Örnek olarak Apple’ın Watch modeli, reklamlarda çoğu zaman yüzme sporu yapan birinin bileğinde görünür ve doğal olarak herkes onun suya dayanıklı olduğunu düşünür. Bu sebeple “profesyonel sporcu bile kullanıyorsa bozulma riski yoktur” düşüncesi kafalara yerleşir. Fakat çok az kişi Apple’ın sudan kaynaklı bozulma durumlarına garanti vermediğini bilir.
Peki insanlar, Hitler’in bile kullandığı bu yöntemden neden etkilenir?
Açıkçası bunun duruma göre değişen nedenleri var. Kabaca bilginin ardını araştırırken bilişsel değil sezgisel yolla ilerlemek, daha önceden karşılaştığımız bir parçanın (kelime olabilir) şimdi duyduğumuz bilgiye yakın gelmesi ve çevrenin üzerinizde kurduğu baskı buna sebep olabilir.
Örnek olarak önceden doğrusunu bildiğiniz bir bilgi bile çarpıtılmış hâlde tekrarlandığında maalesef inandırıcı hâle gelebiliyor. O bilginin bir parçasının size sunulmasıyla ortaya çıkan bu yakınlık durumunu bireysel olarak düşünebiliriz.
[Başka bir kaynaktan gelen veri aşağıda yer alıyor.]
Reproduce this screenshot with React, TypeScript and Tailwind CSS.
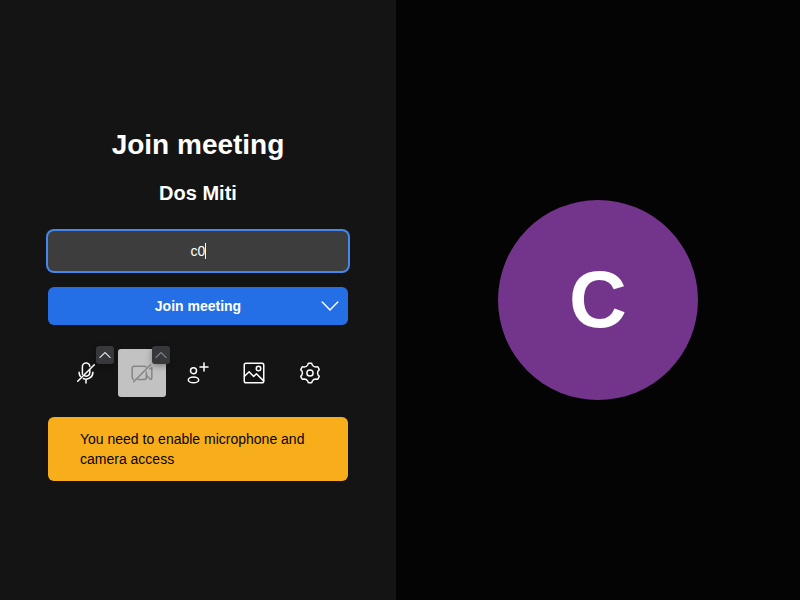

Durumu kitlelere kadar genişlettiğimizde çevre baskısının da etkisini görüyoruz. Evinizde oturup tarihe göz atarken “Bir insan nasıl olur da sırf ten rengi yüzünden başka bir topluluğa eziyet eder?” diye düşünüp anlam vermeye çalışmış olabilirsiniz. Buna bir sürü kılıf uyduruldu. Kimileri siyahiler günahkâr olduğu için tenlerinin koyu olduğunu söyledi, kimileri de çizgiyi fazlaca aşarak onları insandan bile saymadı.
Ve bu düşünceye 100 ya da 1000 kişi değil, milyonlar ortak oldu. “Kadınlar çalışamaz” gibi düşüncelerden tutup yanlış savaş haberlerine kadar oldukça geniş bir alanda yanıltıcı gerçeklik etkisini gözlemleyebiliyoruz.
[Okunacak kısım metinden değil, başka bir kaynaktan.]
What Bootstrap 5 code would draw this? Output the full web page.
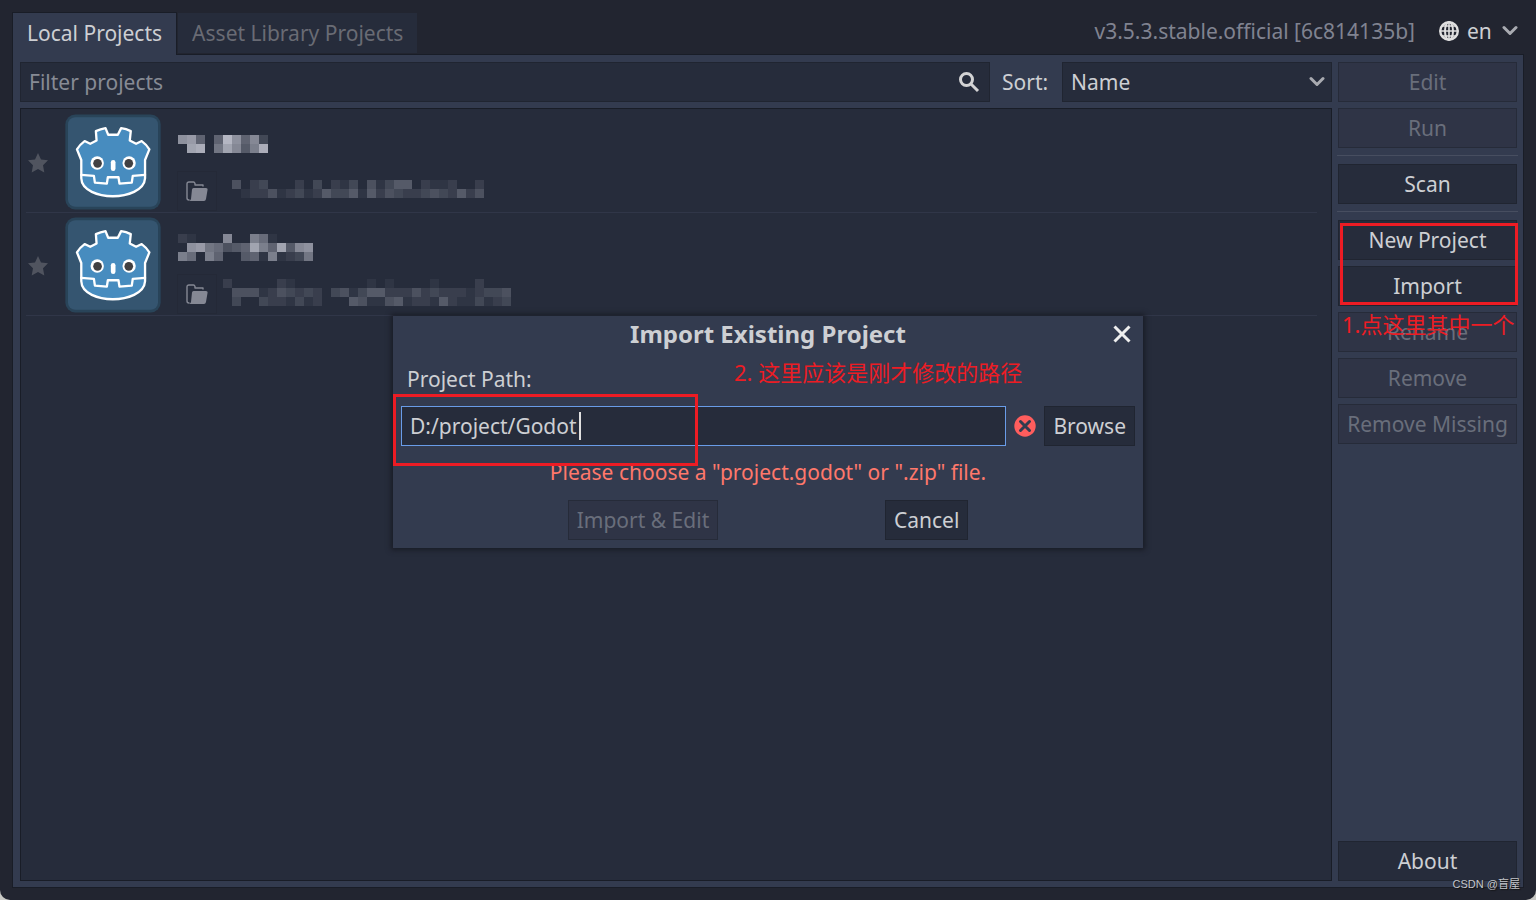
<!DOCTYPE html>
<html lang="en">
<head>
<meta charset="utf-8">
<meta name="viewport" content="width=device-width, initial-scale=1">
<title>Godot Engine - Project Manager</title>
<link href="https://cdn.jsdelivr.net/npm/bootstrap@5.3.0/dist/css/bootstrap.min.css" rel="stylesheet">
<style>
  :root {
    --base: #333b4f;
    --dark: #262c3b;
    --window: #222530;
    --line: #191d27;
    --edge: #202531;
    --ink: #cdcfd3;
    --mark-red: #ed1c24;
  }
  body { background: #c9c9c5; color: var(--ink); font: 21px/30px "Noto Sans", "Noto Sans CJK SC", sans-serif; }
  .window { background: var(--window); min-height: 100vh; padding: 12px; border-radius: 0 0 10px 10px; }
  .tabs { height: 42px; }
  .tab { border: 0; padding: 0 14px; color: #696b74; background: var(--dark); margin-top: 1px; height: 40px; }
  .tab-open { color: var(--ink); background: var(--base); border: 1px solid var(--line); border-bottom: 0; margin: 0 1px -1px 0; padding-bottom: 2px; height: 43px; position: relative; z-index: 1; }
  .header-tools { padding: 4px 6px 0 0; }
  .version { color: #808390; }
  .main-panel { background: var(--base); border: 1px solid var(--line); padding: 7px 6px 6px 7px; gap: 6px; }
  .list-side { gap: 6px; }
  .field, .tool { height: 40px; background: var(--dark); border: 1px solid var(--edge); border-radius: 0; color: var(--ink); }
  .field, .tool, .plain-input { padding-bottom: 1px; }
  .tool { padding: 0 8px 1px; font-size: 21px; line-height: 30px; }
  .tool:hover { background: #2b3244; border-color: var(--edge); color: #fff; }
  .tool:disabled { background: #2f3446; border-color: #262b39; color: #696e7b; opacity: 1; }
  .plain-input { background: transparent; border: 0; outline: 0; color: var(--ink); padding: 0; min-width: 0; }
  .plain-input::placeholder { color: #878b95; opacity: 1; }
  .picker { appearance: none; border-radius: 0; outline: 0; color: var(--ink); padding: 0 8px 1px;
    background: var(--dark) url("data:image/svg+xml,%3Csvg xmlns='http://www.w3.org/2000/svg' viewBox='0 0 16 12'%3E%3Cpath d='M2 2.500l6 6 6-6' fill='none' stroke='%23a9abb1' stroke-width='3' stroke-linecap='round' stroke-linejoin='round'/%3E%3C/svg%3E") no-repeat right 6px center / 16px 12px; }
  .sort-label { width: 48px; }
  .sort-picker { width: 270px; }
  .lang-picker { background-color: transparent; background-position: right 0 center; border: 0; width: 59px; height: 30px; }
  .projects { background: var(--dark); border: 1px solid var(--line); padding: 5px 14px 0 5px; }
  .project { height: 99px; padding-bottom: 1px; margin-bottom: 4px; border-bottom: 1px solid #303648; }
  .star { width: 24px; margin-right: 15px; }
  .folder { width: 40px; height: 40px; border: 1px solid #242937; background: transparent; padding: 0; }
  .sidebar { width: 179px; gap: 6px; }
  .new-group { gap: 6px; }
  .split { height: 4px; margin: 0 -1px; padding-top: 1px; }
  .split::before { content: ""; display: block; border-top: 1px solid #474e60; }
  .dialog { position: absolute; z-index: 5; left: 50%; top: 316px; transform: translateX(-50%); width: 750px; background: var(--base); padding: 0 8px 8px; box-shadow: 0 0 5px 2px #191c26; }
  .dialog-title { font-size: 24px; line-height: 36px; font-weight: 700; }
  .close-x { position: absolute; right: 10px; top: 7px; width: 22px; height: 22px; border: 0; padding: 0; background: transparent; }
  .path-label { padding: 12px 6px; }
  .path-field { border-color: #699ce8; }
  .caret-bar { width: 2px; height: 28px; background: #e0e0e0; left: 178px; top: 6px; position: absolute; }
  .warning-text { color: #ff786b; margin: 11px 0 13px; }
  .red-box { position: absolute; border: 3px solid var(--mark-red); pointer-events: none; }
  .red-note { position: absolute; color: var(--mark-red); font-size: 22px; white-space: nowrap; pointer-events: none; }
  .box-path { left: 0; top: 78px; width: 305px; height: 72px; }
  .note-path { left: 341px; top: 41px; }
  .box-new { left: 2px; right: -1px; top: 3px; height: 82px; }
  .note-new { left: 4px; top: 89px; z-index: 2; }
  .watermark { position: absolute; right: 16px; bottom: 7px; font: 11px/18px "Liberation Sans", "Noto Sans CJK SC", sans-serif; color: #c4c6ca; text-shadow: 1px 1px 1px #111; }
  svg { display: block; flex: none; }
</style>
</head>
<body>
<svg class="d-none" aria-hidden="true">
  <symbol id="robot" viewBox="14 12 289 288">
    <rect x="15" y="13" width="287" height="286" rx="30" fill="#294459"/>
    <rect x="23" y="21" width="271" height="270" rx="22" fill="#355570"/>
    <g stroke="#fff" stroke-width="7" stroke-linejoin="round" stroke-linecap="round">
      <path fill="#478cbf" d="M63 150V205C64 242 115 259 158 259S253 242 255 205V150L268 118Q259 103 245 93L228 101 209 91 212 63Q198 56 183 54L173 74H144L136 54Q121 57 107 63L109 91 90 101 73 93Q59 103 50 118Z"/>
      <path fill="none" d="M63 195l38 3 3 20 36 3 3-19h32l3 19 37-3 3-20 37-3"/>
    </g>
    <g fill="#fff"><circle cx="111" cy="159" r="20"/><circle cx="207" cy="159" r="20"/><rect x="152" y="150" width="14" height="33" rx="7"/></g>
    <g fill="#414042"><circle cx="112" cy="160" r="13"/><circle cx="206" cy="160" r="13"/></g>
  </symbol>
  <symbol id="star" viewBox="0 0 22 22"><path fill="#50545f" d="M11 1l3 6.500 7 .8-5 5 1.300 7.200L11 17l-6.300 3.500L6 13.300l-5-5L8 7.500z"/></symbol>
  <symbol id="folder" viewBox="0 0 22 22">
    <path fill="none" stroke="#858894" stroke-width="1.400" stroke-linejoin="round" stroke-linecap="round" d="M17 6V5H9V3.500Q8.500 2 7.500 2H3Q1 2 1 4V18Q1 20 3 20"/>
    <path fill="#858894" d="M7.500 8H20q1.800 0 1.600 1.600L20 19q-.4 2-2 2H3q1.500-.3 2-2L6 9.500Q6.200 8 7.500 8z"/>
  </symbol>
</svg>

<div class="window d-flex flex-column position-relative">
  <header class="tabs d-flex align-items-start">
    <button class="tab tab-open" type="button">Local Projects</button>
    <button class="tab" type="button">Asset Library Projects</button>
    <div class="header-tools ms-auto d-flex align-items-center">
      <a class="version text-decoration-none" href="#">v3.5.3.stable.official [6c814135b]</a>
      <label class="d-flex align-items-center ms-4" for="lang" aria-label="Language">
        <svg width="20" height="20" viewBox="0 0 20 20" fill="none" stroke="#e0e0e0" stroke-width="2.400"><circle cx="10" cy="10" r="8.800"/><ellipse cx="10" cy="10" rx="4" ry="9" stroke-width="2"/><path d="M1 10h18M10 1v18M3 5h14M3 15h14" stroke-width="1.600"/></svg>
      </label>
      <select class="picker lang-picker" id="lang"><option>en</option></select>
    </div>
  </header>

  <main class="main-panel d-flex flex-grow-1">
    <section class="list-side d-flex flex-column flex-grow-1">
      <div class="d-flex align-items-center">
        <div class="field d-flex align-items-center flex-grow-1 px-2 me-2">
          <input class="plain-input flex-grow-1" type="text" placeholder="Filter projects" aria-label="Filter projects">
          <svg width="24" height="24" viewBox="0 0 24 24" fill="none" stroke="#d3d3d4" stroke-width="3"><circle cx="9.500" cy="9.500" r="6"/><path d="M14 14l7 7"/></svg>
        </div>
        <label class="sort-label ms-1 me-2" for="sort">Sort:</label>
        <select class="field picker sort-picker ms-1" id="sort"><option>Name</option><option>Path</option><option>Last Modified</option></select>
      </div>
      <div class="projects flex-grow-1">
        <article class="project d-flex">
          <svg class="star align-self-center" width="24" height="22"><use href="#star"/></svg>
          <svg width="96" height="96"><use href="#robot"/></svg>
          <div class="ms-3 d-flex flex-column justify-content-between">
            <svg class="mosaic mt-3" width="150" height="36" data-x="1" data-y="5" data-rows="bc606fb6a3,0de08da59e"></svg>
            <div class="d-flex">
              <button class="folder d-flex align-items-center justify-content-center" type="button" aria-label="Show in file manager"><svg width="22" height="22"><use href="#folder"/></svg></button>
              <svg class="mosaic" width="300" height="40" data-x="15" data-y="9" data-rows="4023000203021304135502112002,0122412312533515243223432524"></svg>
            </div>
          </div>
        </article>
        <article class="project d-flex">
          <svg class="star align-self-center" width="24" height="22"><use href="#star"/></svg>
          <svg width="96" height="96"><use href="#robot"/></svg>
          <div class="ms-3 d-flex flex-column justify-content-between">
            <svg class="mosaic mt-3" width="150" height="36" data-x="1" data-y="1" data-rows="21000a009710000,0bc87456d96d5ab,970960056191238"></svg>
            <div class="d-flex">
              <button class="folder d-flex align-items-center justify-content-center" type="button" aria-label="Show in file manager"><svg width="22" height="22"><use href="#folder"/></svg></button>
              <svg class="mosaic" width="300" height="40" data-x="6" data-y="5" data-rows="20000021000000001010000100002000,04441243232034135522242322212334,03003221312000541145122152113123"></svg>
            </div>
          </div>
        </article>
      </div>
    </section>

    <aside class="sidebar d-flex flex-column flex-shrink-0">
      <button class="btn tool" type="button" disabled>Edit</button>
      <button class="btn tool" type="button" disabled>Run</button>
      <div class="split"></div>
      <button class="btn tool" type="button">Scan</button>
      <div class="split"></div>
      <div class="new-group position-relative d-flex flex-column">
        <button class="btn tool" type="button">New Project</button>
        <button class="btn tool" type="button">Import</button>
        <div class="red-box box-new"></div>
        <div class="red-note note-new" lang="zh">1.点这里其中一个</div>
      </div>
      <button class="btn tool" type="button" disabled>Rename</button>
      <button class="btn tool" type="button" disabled>Remove</button>
      <button class="btn tool text-nowrap" type="button" disabled>Remove Missing</button>
      <button class="btn tool mt-auto" type="button">About</button>
    </aside>
  </main>

  <section class="dialog" role="dialog" aria-labelledby="dlg-title">
    <h1 class="dialog-title text-center m-0" id="dlg-title">Import Existing Project</h1>
    <button class="close-x" type="button" aria-label="Close"><svg width="22" height="22" viewBox="0 0 22 22"><path d="M3.500 3.500l15 15M18.500 3.500l-15 15" stroke="#eee" stroke-width="3"/></svg></button>
    <label class="path-label d-block" for="path">Project Path:</label>
    <div class="d-flex align-items-center">
      <div class="position-relative flex-grow-1">
        <input class="field path-field w-100 px-2 d-block" id="path" type="text" value="D:/project/Godot">
        <span class="caret-bar"></span>
      </div>
      <svg class="mx-2" width="22" height="22" viewBox="0 0 22 22"><circle cx="11" cy="11" r="10.700" fill="#ff5d5d"/><path d="M6.500 6.500l9 9M15.500 6.500l-9 9" stroke="#333b4f" stroke-width="3" stroke-linecap="round"/></svg>
      <button class="btn tool" type="button">Browse</button>
    </div>
    <p class="warning-text text-center">Please choose a "project.godot" or ".zip" file.</p>
    <div class="d-flex justify-content-evenly">
      <button class="btn tool" type="button" disabled>Import &amp; Edit</button>
      <button class="btn tool" type="button">Cancel</button>
    </div>
    <div class="red-box box-path"></div>
    <div class="red-note note-path" lang="zh">2. 这里应该是刚才修改的路径</div>
  </section>
  <div class="watermark">CSDN @盲屋</div>
</div>
<script>
  // Redacted names and paths: each hex digit is the brightness of one 9px cell.
  const low = [38, 44, 59], high = [180, 182, 194];
  document.querySelectorAll('svg.mosaic').forEach(svg => {
    svg.dataset.rows.split(',').forEach((row, r) => {
      [...row].forEach((digit, c) => {
        const t = parseInt(digit, 16) / 15;
        if (!t) return;
        const cell = document.createElementNS('http://www.w3.org/2000/svg', 'rect');
        cell.setAttribute('x', +svg.dataset.x + c * 9);
        cell.setAttribute('y', +svg.dataset.y + r * 9);
        cell.setAttribute('width', 9);
        cell.setAttribute('height', 9);
        cell.setAttribute('fill', `rgb(${low.map((v, i) => Math.round(v + (high[i] - v) * t))})`);
        svg.append(cell);
      });
    });
  });
</script>
<script src="https://cdn.jsdelivr.net/npm/bootstrap@5.3.0/dist/js/bootstrap.bundle.min.js"></script>
</body>
</html>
Peki bu durumdan nasıl korunacağız?
Bilgiyi alma konusunda medya kuruluşlarına ve belli başlı kişilere yöneliyor, sonra buralarda gördüklerimizi kabul ediyoruz. Bu da bir nevi söyleneni olduğu gibi almak sayılabilir. Güvendiğiniz tek bir kanal yerine çok sayıda kanala danışarak bilgilerin doğruluğunu teyit etmeniz gerek. Bu içeriğimizde bahsettiğimiz farklı türdeki bilgileri doğrulama yollarına başvurabilirsiniz.
Bahsettiğimiz medya kanallarında zaman zaman editörlere bağlı hatalar gerçekleşebilir. Bu sebeple bağımlı sayıldığımız bu kanallardan bilgi alırken de sağlamasını yapmamız gerekiyor. Çünkü yanıltıcı gerçeklik etkisinin içinde olup olmadığımızı maalesef bilemiyoruz. Bu durumda tek başınıza objektif düşünebilmek istiyorsanız kritik düşünme yöntemleri oldukça işinize yarayacaktır.
Şarjda telefonla uğraşmak gerçekten bataryanın ömrünü azaltıyor mu? Ya da günde 10 bin adım atmak insanın ömrünü uzatır mı? Veya acı yemek gerçekten sağlığa yararlı mı?
Bunlara verebileceğiniz stok cevaplar kafanızda hâlihazırda bulunuyor. Sorulduğunda çoğu kişi, “şarja takılıyken telefonla uğraşırsam bataryası hızlı biter” ya da “acı yemek çabuk iyileştirir” gibi cevaplar verecektir. Fakat bu cümlelerin arka planına gelindiğinde çok az kişi onları savunacak argümana sahip olur.
Herkes bu yönde düşünürken de detayların araştırılması çoğu kişiye pek önemli gelmez. Bu noktada birey olarak yapmanız gereken elbette her şeyi öğrenmeye çalışmak için işlerinizi bir kenara bırakıp kendinizi bilimsel makaleler arasında boğmak değil. Akıl yürütme, analiz ve değerlendirme gibi yetilerinizi sivriltmek için eleştirel düşünme yollarını araştırmanız büyük ölçüde yeterli olacaktır.